Sekjen MAHUPIKI Ahmad Sofian mengungkapkan, sosialisasi ini dirancang agar kelompok-kelompok masyarakat dan penegak hukum, serta para civitas akademika dan mahasiswa, memahami secara mendasar tentang UU KUHP. Apalagi ini disusun lintas generasi dari para pakar hukum pidana Indonesia bersama pemerintah dan DPR RI, sehingga UU KUHP ini dinilai sebagai penampung aspirasi masyarakat.

"Indonesia sebelumnya sudah lama dijajah dengan hukum pidana kolonial. Oleh sebab itu, kita harus bangga memiliki KUHP sendiri, termasuk pengesahan dari DPR," kata Ahmad.

Sementara itu, Prof Benny Riyanto menjelaskan KUHP lahir melalui proses public hearing, sehingga menampung seluruh aspirasi dari semua elemen masyarakat. Dia mengatakan dengan adanya KUHP baru itu masyarakat harus menjalankan apa yang sudah menjadi ketetapan bersama.

"Selama ini kita menggunakan KUHP warisan kolonial Belanda, bahkan sampai detik ini masih diberlakukan karena walaupun UU Nomor 1/2023 sudah diundangkan, namun masih ada masa transisi 3 tahun," jelas Benny.

Menurutnya, tujuan dari adanya masa transisi adalah untuk memberikan pemahaman yang lengkap kepada seluruh stakeholder. Khususnya para penegak hukum serta para akademisi.

"Sehingga konsep KUHP baru ini harus kita sosialisasikan. Selain itu, karena ada beberapa amanah untuk dilaksanakan di dalam peraturan pelaksanaannya baik itu dalam PP maupun Perda," tuturnya.

Lebih lanjut, Benny menuturkan bahwa urgensitas perlunya KUHP dilahirkan karena terjadi perubahan paradigma keadilan retributif, yang konsepnya ada pada KUHP lama.

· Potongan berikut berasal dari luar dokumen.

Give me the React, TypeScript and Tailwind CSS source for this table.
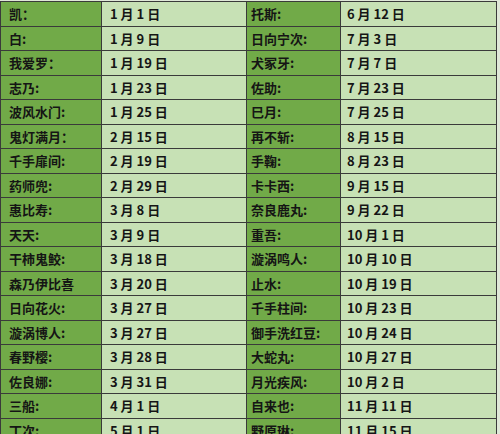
import React from 'react';

const rows: [string, string, string, string][] = [
  ['凯：', '1 月 1 日', '托斯:', '6 月 12 日'],
  ['白:', '1 月 9 日', '日向宁次:', '7 月 3 日'],
  ['我爱罗：', '1 月 19 日', '犬冢牙:', '7 月 7 日'],
  ['志乃:', '1 月 23 日', '佐助:', '7 月 23 日'],
  ['波风水门:', '1 月 25 日', '巳月:', '7 月 25 日'],
  ['鬼灯满月：', '2 月 15 日', '再不斩:', '8 月 15 日'],
  ['千手扉间:', '2 月 19 日', '手鞠:', '8 月 23 日'],
  ['药师兜:', '2 月 29 日', '卡卡西:', '9 月 15 日'],
  ['惠比寿:', '3 月 8 日', '奈良鹿丸:', '9 月 22 日'],
  ['天天:', '3 月 9 日', '重吾:', '10 月 1 日'],
  ['干柿鬼鲛:', '3 月 18 日', '漩涡鸣人:', '10 月 10 日'],
  ['森乃伊比喜', '3 月 20 日', '止水:', '10 月 19 日'],
  ['日向花火:', '3 月 27 日', '千手柱间:', '10 月 23 日'],
  ['漩涡博人:', '3 月 27 日', '御手洗红豆:', '10 月 24 日'],
  ['春野樱:', '3 月 28 日', '大蛇丸:', '10 月 27 日'],
  ['佐良娜:', '3 月 31 日', '月光疾风:', '10 月 2 日'],
  ['三船:', '4 月 1 日', '自来也:', '11 月 11 日'],
  ['丁次:', '5 月 1 日', '野原琳:', '11 月 15 日'],
];

export default function App() {
  return (
    <div className="w-[500px] h-[434px] overflow-hidden bg-[#dfe8d8] pt-px font-['Noto_Sans_CJK_SC',sans-serif] font-bold text-[13px] text-[#151515]">
      <div className="w-[497px] border-t border-l border-[#3a3a3a]">
        {rows.map((r, i) => (
          <div key={i} className="flex h-[24.5px] border-b border-[#3a3a3a]">
            <div className="w-[101px] bg-[#71aa48] border-r border-[#3a3a3a] pl-2 flex items-center">{r[0]}</div>
            <div className="w-[145px] bg-[#c7e1b5] border-r border-[#3a3a3a] pl-2 flex items-center">{r[1]}</div>
            <div className="w-[94px] bg-[#71aa48] border-r border-[#3a3a3a] pl-1 flex items-center">{r[2]}</div>
            <div className="w-[156px] bg-[#c7e1b5] border-r border-[#3a3a3a] pl-1.5 flex items-center">{r[3]}</div>
          </div>
        ))}
      </div>
    </div>
  );
}
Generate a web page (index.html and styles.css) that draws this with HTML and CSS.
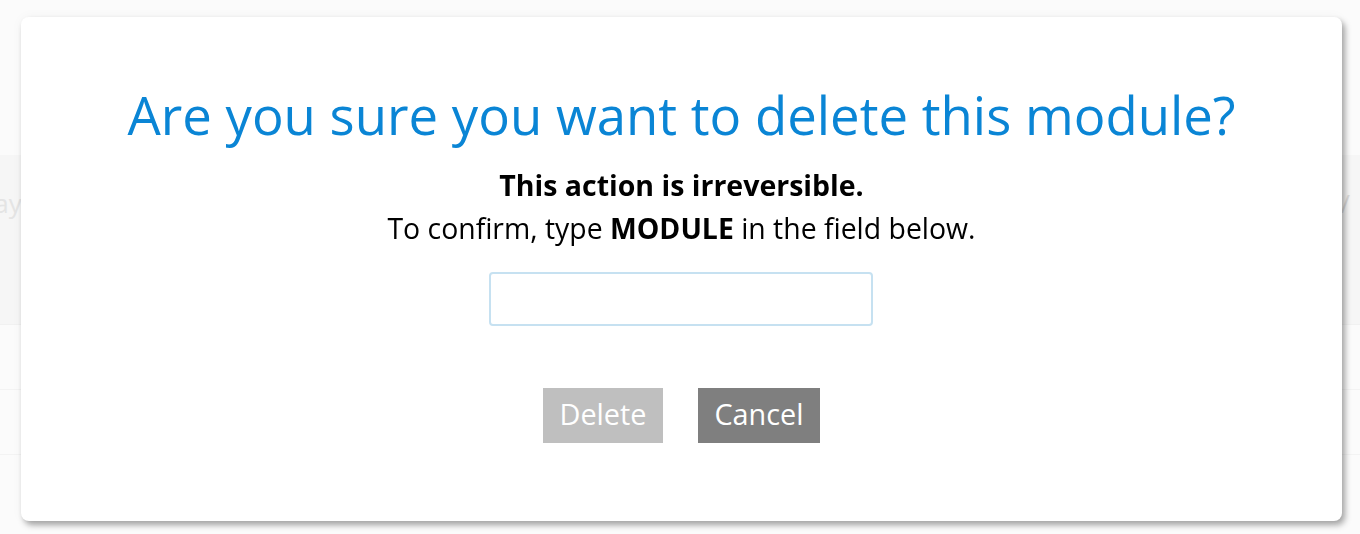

Pergeseraan itu terjadi pada tiga hal, yakni keadilan korektif pada pelaku supaya tidak mengulanginya, keadilan restoratif untuk korban supaya segera mengentaskan dirinya pada trauma, dan keadilan rehabilitatif untuk keduanya baik korban maupun pelaku kejahatan.

Sementara itu, Prof Topo Santoso juga mengungkapkan bahwa terdapat tiga bagian paling penting dalam KUHP baru, yakni tindak pidana, pertanggungjawaban pidana, pidana dan pemidanaan.

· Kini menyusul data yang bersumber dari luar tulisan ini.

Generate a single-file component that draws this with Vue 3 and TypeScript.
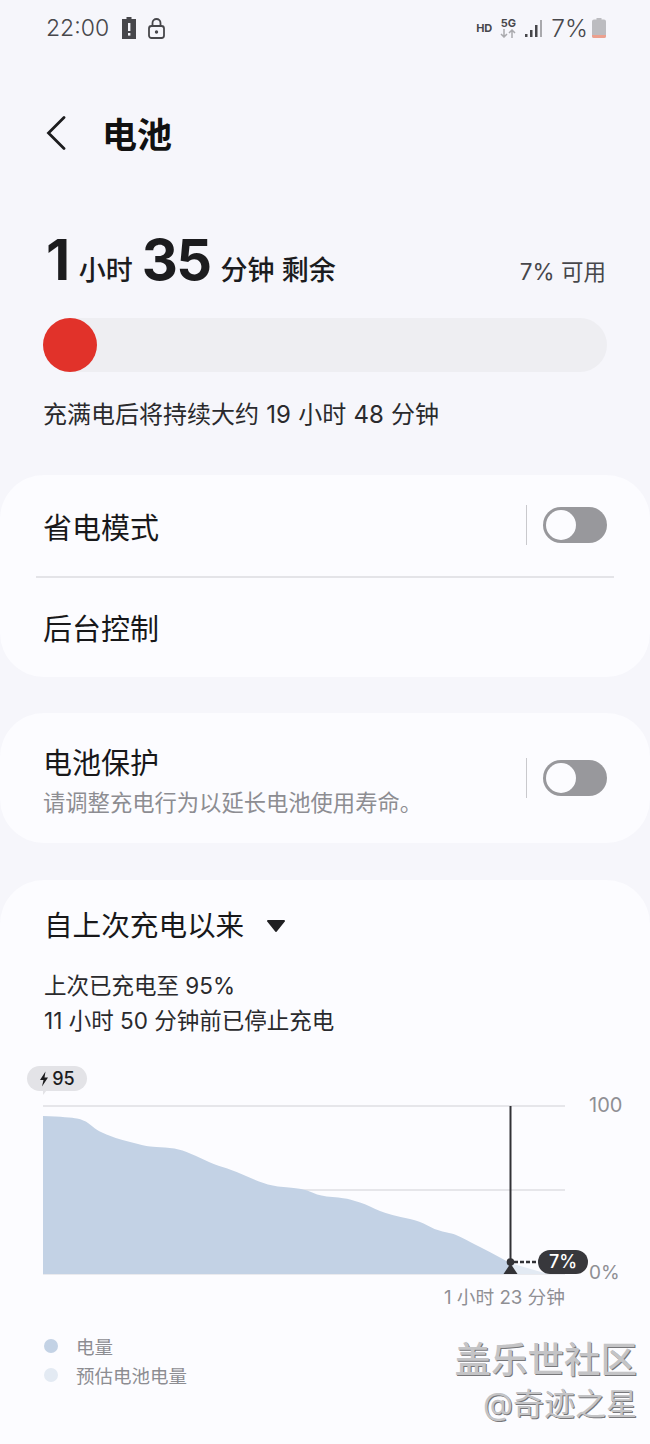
<script setup lang="ts">
import { computed } from "vue";

type Pt = [number, number];

const used: Pt[] = [
  [43, 1116], [70, 1117], [84, 1120], [92, 1126], [98, 1131], [115, 1138], [130, 1142], [146, 1146],
  [155, 1147], [175, 1148], [190, 1153], [215, 1165], [230, 1169], [255, 1180], [272, 1186],
  [295, 1188], [307, 1190], [320, 1196], [345, 1198], [355, 1201], [365, 1204], [375, 1209],
  [385, 1213], [400, 1217], [420, 1221], [435, 1230], [450, 1233], [457, 1235], [470, 1242],
  [490, 1252], [510, 1263],
];

// the chart box starts at y=1060 on the page, the curve is rounded through midpoints
const usedPath = computed(() => {
  const pts = used.map(([x, y]): Pt => [x, y - 1060]);
  let d = `M43 214V${pts[0][1]}`;
  for (let i = 1; i < pts.length - 1; i++) {
    const mx = (pts[i][0] + pts[i + 1][0]) / 2;
    const my = (pts[i][1] + pts[i + 1][1]) / 2;
    d += `Q${pts[i][0]} ${pts[i][1]} ${mx} ${my}`;
  }
  const last = pts[pts.length - 1];
  return `${d}L${last[0]} ${last[1]}V214Z`;
});
</script>

<template>
  <div class="page">
    <div class="status">
      <div class="status-left">
        <span class="clock">22:00</span>
        <svg class="ic-batt" width="14" height="22" viewBox="0 0 14 22">
          <path d="M4.500 0h5v2H14v20H0V2h4.500z" fill="#47474b" />
          <rect x="6" y="6" width="2.400" height="8" fill="#f5f5fa" />
          <rect x="6" y="16" width="2.400" height="2.600" fill="#f5f5fa" />
        </svg>
        <svg class="ic-lock" width="17" height="21" viewBox="0 0 17 21">
          <rect x="1" y="8" width="15" height="12" rx="2.500" fill="none" stroke="#47474b" stroke-width="1.800" />
          <path d="M4.500 8V5a4 4 0 0 1 8 0v3" fill="none" stroke="#47474b" stroke-width="1.800" />
          <circle cx="8.500" cy="14" r="1.700" fill="#47474b" />
        </svg>
      </div>
      <div class="status-right">
        <span class="hd">HD</span>
        <span class="net">
          <span class="net-5g">5G</span>
          <svg width="16" height="9" viewBox="0 0 16 9">
            <path d="M4 0v8M1 5l3 3 3-3M12 9V1M9 4l3-3 3 3" fill="none" stroke="#aaaaae" stroke-width="1.500" />
          </svg>
        </span>
        <svg class="ic-signal" width="18" height="19" viewBox="0 0 18 19">
          <rect x="0" y="15" width="2.500" height="3" fill="#47474b" />
          <rect x="5" y="11" width="2.500" height="7" fill="#47474b" />
          <rect x="10" y="6" width="2.500" height="12" fill="#47474b" />
          <rect x="15" y="1" width="2" height="17" fill="#a9a9ad" />
        </svg>
        <span class="pct">7%</span>
        <svg class="ic-level" width="14" height="20" viewBox="0 0 14 20">
          <path d="M4.500 0h5v1.500H12a2 2 0 0 1 2 2V18a2 2 0 0 1-2 2H2a2 2 0 0 1-2-2V3.500a2 2 0 0 1 2-2h2.500z" fill="#bcbcc0" />
          <path d="M0 17h14v1a2 2 0 0 1-2 2H2a2 2 0 0 1-2-2z" fill="#eda08e" />
        </svg>
      </div>
    </div>

    <div class="header">
      <svg class="ic-back" width="20" height="34" viewBox="0 0 20 34">
        <path d="M18 1.500 2.500 17 18 32.500" fill="none" stroke="#1c1c1e" stroke-width="2.800" stroke-linecap="round" />
      </svg>
      <h1>电池</h1>
    </div>

    <div class="summary">
      <div class="remain">
        <div class="remain-main">
          <b>1</b><span class="unit">小时</span><b>35</b><span class="unit">分钟 剩余</span>
        </div>
        <span class="avail">7% 可用</span>
      </div>
      <div class="bar"><div class="bar-dot"></div></div>
      <p class="full">充满电后将持续大约 19 小时 48 分钟</p>
    </div>

    <section class="card card-modes">
      <div class="row row-first">
        <span class="row-title">省电模式</span>
        <div class="switch-wrap"><span class="switch"><i></i></span></div>
      </div>
      <div class="divider"></div>
      <div class="row row-second">
        <span class="row-title">后台控制</span>
      </div>
    </section>

    <section class="card card-protect">
      <div class="protect-text">
        <span class="row-title">电池保护</span>
        <span class="row-sub">请调整充电行为以延长电池使用寿命。</span>
      </div>
      <div class="switch-wrap"><span class="switch"><i></i></span></div>
    </section>

    <section class="card card-usage">
      <div class="usage-title">
        <span>自上次充电以来</span>
        <svg width="18" height="12" viewBox="0 0 18 12"><path d="M1 0h16a1 1 0 0 1 .8 1.600L9.800 11.500a1 1 0 0 1-1.600 0L.2 1.600A1 1 0 0 1 1 0z" fill="#1f1f22" /></svg>
      </div>
      <p class="usage-note">上次已充电至 95%<br />11 小时 50 分钟前已停止充电</p>

      <div class="chart">
        <svg class="chart-svg" width="650" height="250" viewBox="0 0 650 250">
          <line x1="43" x2="565" y1="46" y2="46" stroke="#e6e6ea" stroke-width="2" />
          <line x1="43" x2="565" y1="130" y2="130" stroke="#e6e6ea" stroke-width="2" />
          <line x1="43" x2="565" y1="214.500" y2="214.500" stroke="#eaeaee" stroke-width="1" />
          <polygon points="510,203 548,214 510,214" fill="#e3eaf3" />
          <path :d="usedPath" fill="#c3d2e5" />
          <line x1="510.500" x2="510.500" y1="46" y2="203" stroke="#323236" stroke-width="2" />
          <line x1="514" x2="538" y1="202" y2="202" stroke="#323236" stroke-width="2.500" stroke-dasharray="4 2" />
          <circle cx="510.500" cy="202" r="3.800" fill="#323236" />
          <path d="M510.500 203.500 517.500 214h-14z" fill="#323236" />
        </svg>
        <span class="tag95">
          <svg width="10" height="16" viewBox="0 0 10 15"><path d="M6.500 0 1 8.500h3.500L3 15l6-9H5.500z" fill="#1c1c1e" /></svg>95
        </span>
        <span class="tag7">7%</span>
        <span class="axis axis-100">100</span>
        <span class="axis axis-0">0%</span>
        <span class="axis axis-time">1 小时 23 分钟</span>
      </div>

      <ul class="legend">
        <li><i class="dot-used"></i>电量</li>
        <li><i class="dot-est"></i>预估电池电量</li>
      </ul>
    </section>

    <div class="mark">
      <span class="mark-big">盖乐世社区</span>
      <span class="mark-small">@奇迹之星</span>
    </div>
  </div>
</template>

<style>
html, body {
  margin: 0;
  background: #f6f6fb;
}
</style>

<style scoped>
.page {
  position: relative;
  width: 650px;
  height: 1444px;
  overflow: hidden;
  background: #f6f6fb;
  color: #1c1c1e;
  font-family: Inter, "Noto Sans CJK SC", sans-serif;
}
.status {
  height: 56px;
  padding: 0 44px 0 46px;
  display: flex;
  justify-content: space-between;
  align-items: center;
  box-sizing: border-box;
}
.status-left, .status-right {
  display: flex;
  align-items: center;
}
.clock {
  font-size: 23px;
  font-weight: 300;
  color: #47474b;
}
.ic-batt { margin-left: 13px; }
.ic-lock { margin-left: 12px; }
.hd {
  font-size: 11px;
  font-weight: 700;
  color: #47474b;
}
.net {
  display: flex;
  flex-direction: column;
  align-items: center;
  margin-left: 8px;
  line-height: 11px;
}
.net-5g {
  font-size: 11px;
  font-weight: 700;
  color: #47474b;
}
.ic-signal { margin-left: 9px; }
.pct {
  font-size: 24.500px;
  font-weight: 300;
  color: #47474b;
  margin-left: 8px;
}
.ic-level { margin-left: 4px; }
.header {
  height: 100px;
  margin-top: 26px;
  padding-left: 46px;
  display: flex;
  align-items: center;
  gap: 36px;
  box-sizing: border-box;
}
.ic-back { margin-top: 2px; }
.header h1 {
  margin: 0;
  font-size: 35px;
  font-weight: 700;
  color: #111;
}
.summary {
  padding: 0 43px;
  height: 293px;
  box-sizing: border-box;
}
.remain {
  height: 110px;
  display: flex;
  justify-content: space-between;
  align-items: flex-end;
  box-sizing: border-box;
}
.remain-main {
  display: flex;
  align-items: baseline;
  padding-left: 3px;
}
.remain-main b {
  font-size: 56px;
  font-weight: 700;
  line-height: 64px;
  letter-spacing: -1.500px;
}
.unit {
  font-size: 27px;
  font-weight: 500;
  margin: 0 9px 0 10px;
}
.avail {
  font-size: 22.500px;
  color: #47474b;
  font-weight: 400;
  margin-right: 1px;
  padding-bottom: 6px;
}
.bar {
  margin-top: 26px;
  height: 54px;
  width: 564px;
  border-radius: 27px;
  background: #eeeef2;
}
.bar-dot {
  width: 54px;
  height: 54px;
  border-radius: 50%;
  background: #e1322a;
}
.full {
  margin: 26px 0 0;
  font-size: 24px;
  line-height: 34px;
  word-spacing: .5px;
  color: #2a2a2d;
}
.card {
  background: #fcfcff;
  border-radius: 44px;
  box-sizing: border-box;
}
.card-modes {
  height: 202px;
}
.row {
  display: flex;
  align-items: center;
  justify-content: space-between;
  padding: 0 43px;
}
.row-first { height: 101px; }
.row-first .switch-wrap { margin-bottom: 2px; }
.row-second { height: 97px; }
.row-title {
  font-size: 29px;
  font-weight: 400;
  color: #18181a;
}
.divider {
  height: 2px;
  margin: 0 36px;
  background: #e4e4e8;
}
.switch-wrap {
  display: flex;
  align-items: center;
  height: 40px;
  padding-left: 16px;
  border-left: 1px solid #c9c9cd;
}
.switch {
  display: block;
  width: 64px;
  height: 36px;
  border-radius: 18px;
  background: #98989c;
  position: relative;
}
.switch i {
  position: absolute;
  left: 3px;
  top: 3px;
  width: 30px;
  height: 30px;
  border-radius: 50%;
  background: #fcfcff;
}
.card-protect {
  margin-top: 36px;
  height: 130px;
  padding: 0 43px;
  display: flex;
  align-items: center;
  justify-content: space-between;
}
.protect-text {
  display: flex;
  flex-direction: column;
  align-self: flex-start;
  padding-top: 31px;
}
.protect-text .row-title { line-height: 40px; }
.row-sub {
  font-size: 22.300px;
  line-height: 38px;
  color: #8d8d92;
}
.card-usage {
  margin-top: 37px;
  height: 564px;
  border-radius: 44px 44px 0 0;
}
.usage-title {
  display: flex;
  align-items: center;
  gap: 23px;
  padding: 26px 0 0 44px;
  font-size: 28.600px;
  line-height: 40px;
  color: #18181a;
}
.usage-note {
  margin: 22px 0 0 44px;
  font-size: 22.500px;
  line-height: 35px;
  color: #2a2a2d;
}
.chart {
  position: relative;
  margin-top: 22px;
  height: 250px;
}
.chart-svg {
  display: block;
}
.tag95 {
  position: absolute;
  left: 27px;
  top: 6px;
  width: 60px;
  height: 25px;
  border-radius: 13px;
  background: #e3e3e7;
  display: flex;
  align-items: center;
  justify-content: center;
  gap: 3px;
  font-size: 18px;
  font-weight: 500;
}
.tag95::after {
  content: "";
  position: absolute;
  left: 16px;
  top: 24px;
  border-left: 4px solid #e3e3e7;
  border-bottom: 5px solid transparent;
}
.tag7 {
  position: absolute;
  left: 538px;
  top: 190px;
  width: 50px;
  height: 24px;
  border-radius: 12px;
  background: #38383c;
  color: #fff;
  font-size: 18px;
  font-weight: 500;
  line-height: 24px;
  text-align: center;
}
.axis {
  position: absolute;
  color: #8f8f94;
  font-size: 20px;
  line-height: 24px;
}
.axis-100 { left: 589px; top: 33px; }
.axis-0 { left: 589px; top: 201px; font-size: 19px; }
.axis-time {
  right: 85px;
  top: 226px;
  font-size: 18.700px;
}
.legend {
  list-style: none;
  margin: 21px 0 0;
  padding: 0 0 0 44px;
}
.legend li {
  display: flex;
  align-items: center;
  gap: 18px;
  height: 29px;
  font-size: 18.500px;
  color: #8d8d92;
}
.legend i {
  width: 14px;
  height: 14px;
  border-radius: 50%;
}
.dot-used { background: #c3d2e5; }
.dot-est { background: #e3eaf3; }
.mark {
  position: absolute;
  right: 13px;
  top: 1338px;
  display: flex;
  flex-direction: column;
  align-items: flex-end;
  color: #c4c4c6;
  text-shadow: 1px 1px 0 #77777a;
}
.mark-big {
  font-size: 36.500px;
  line-height: 44px;
  font-weight: 500;
}
.mark-small {
  font-size: 31px;
  line-height: 44px;
  font-weight: 400;
}
</style>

"Seluruhnya akan memengaruhi banyak hal lain dalam KUHP Nasional. Dalam KUHP lama belum dijelaskan dan diatur secara sistematis mengenai tindak pidana. Namun, dalam KUHP Nasional dijelaskan bahwa tindak pidana adalah sebuah perbuatan yang sifatnya melawan hukum dan oleh living law juga dilarang," tuturnya.

KUHP baru, lanjut Topo, menganut prinsip adanya azas bahwa orang tidak boleh dihukum tanpa adanya kesalahan. KUHP baru juga menegaskan bahwa pada azasnya, hanya orang yang sengaja saja yang bisa dihukum. Oleh karena itu penting untuk diperiksa apakah orang itu melakukan dengan sengaja atau tidak meskipun kata itu sudah tidak dicantumkan lagi.

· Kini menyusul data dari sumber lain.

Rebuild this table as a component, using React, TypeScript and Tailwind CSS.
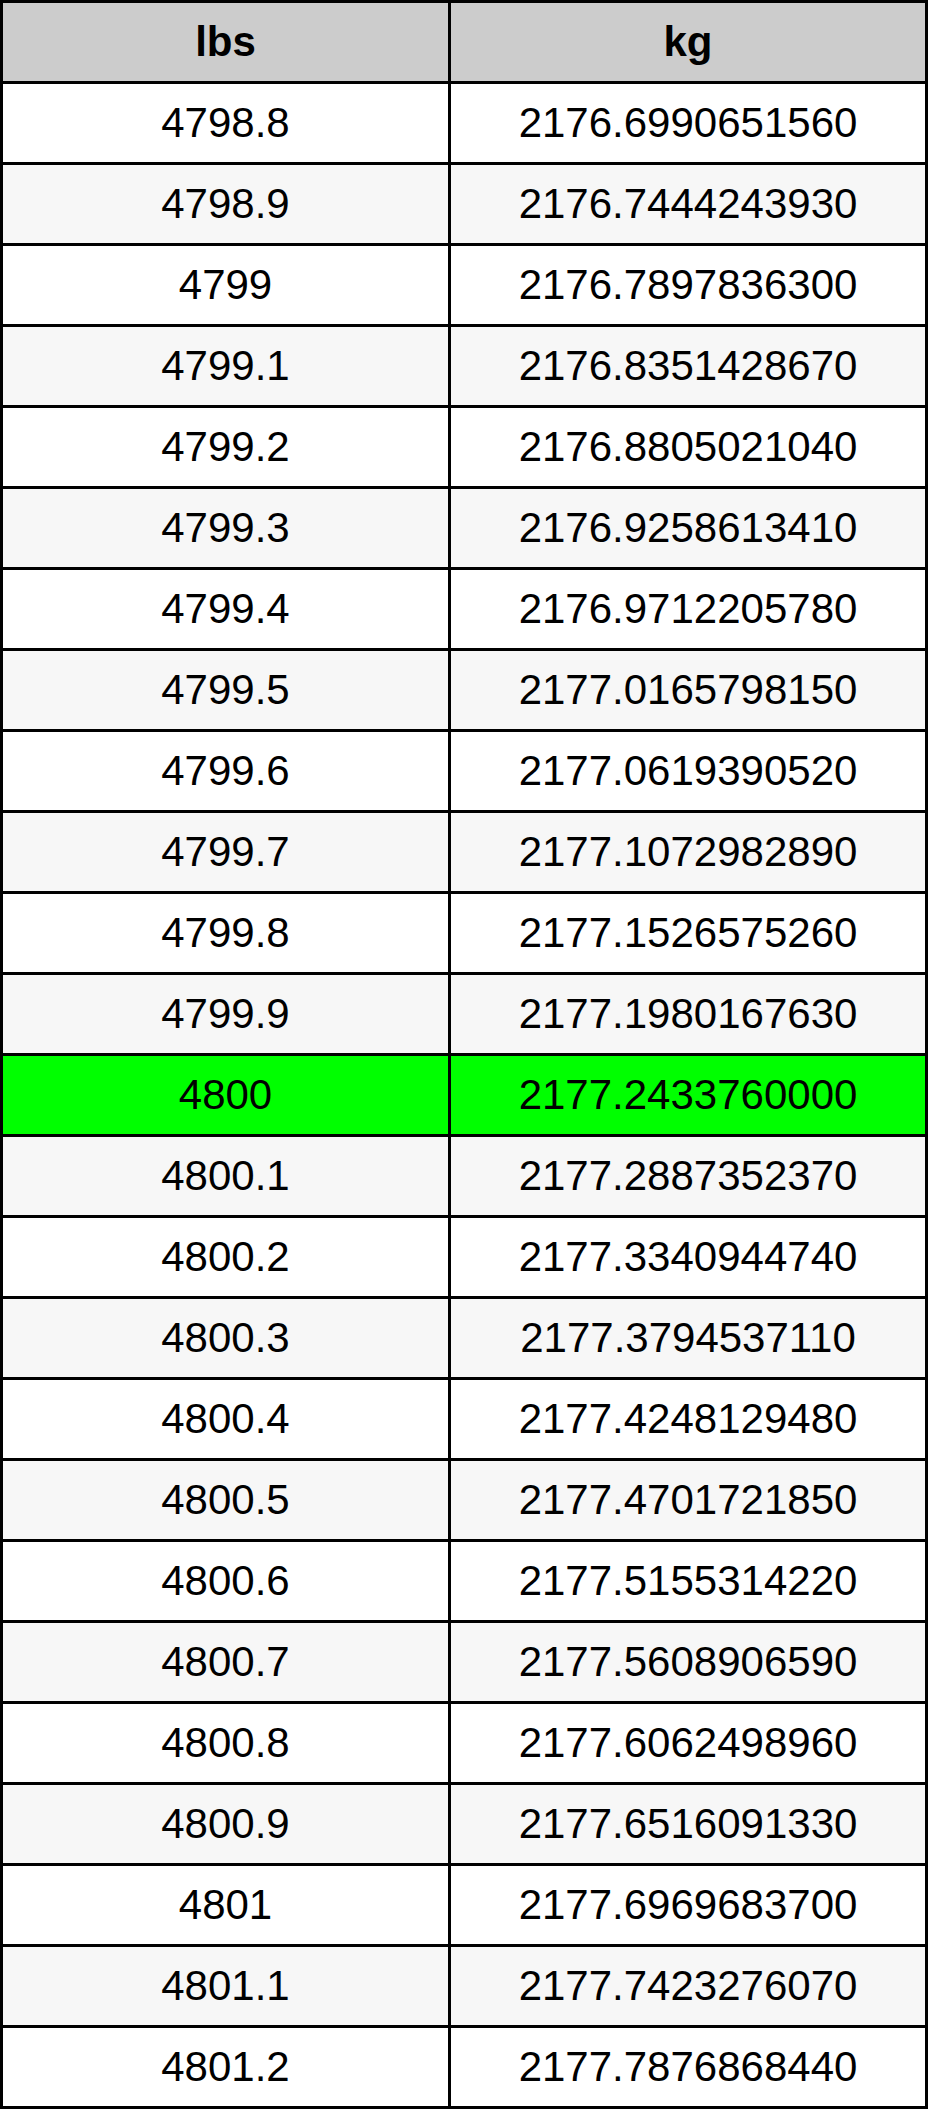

Menurutnya, KUHP baru juga menyesuaikan perkembangan yang terjadi pada perubahan hukum di dunia, sehingga ada tindak pidana yang pelakunya tidak memiliki kesalahan namun bisa dihukum. Akan tetapi sebagai pengecualian tertentu dan harus ditulis dengan jelas, yang penting semua unsurnya telah terpenuhi dan harus sangat eksplisit disebutkan dalam Undang-undang (UU).

Selanjutnya, Prof Pujiyono mengatakan bahwa living law bukanlah hal baru. Hukum positif Indonesia mengenal living law, sehingga tidak perlu diperdebatkan.

"Perbuatan jahat apakah memang hanya yang tercantum dalam UU? Saya pikir hal itu sangat naif karena di dalam masyarakat kita banyak sekali perbuatan tercela yang tidak diatur dalam UU yang tertulis, padahal itu diatur dan hidup dalam hukum pidana adat di masyarakat," pungkas Pujiyono.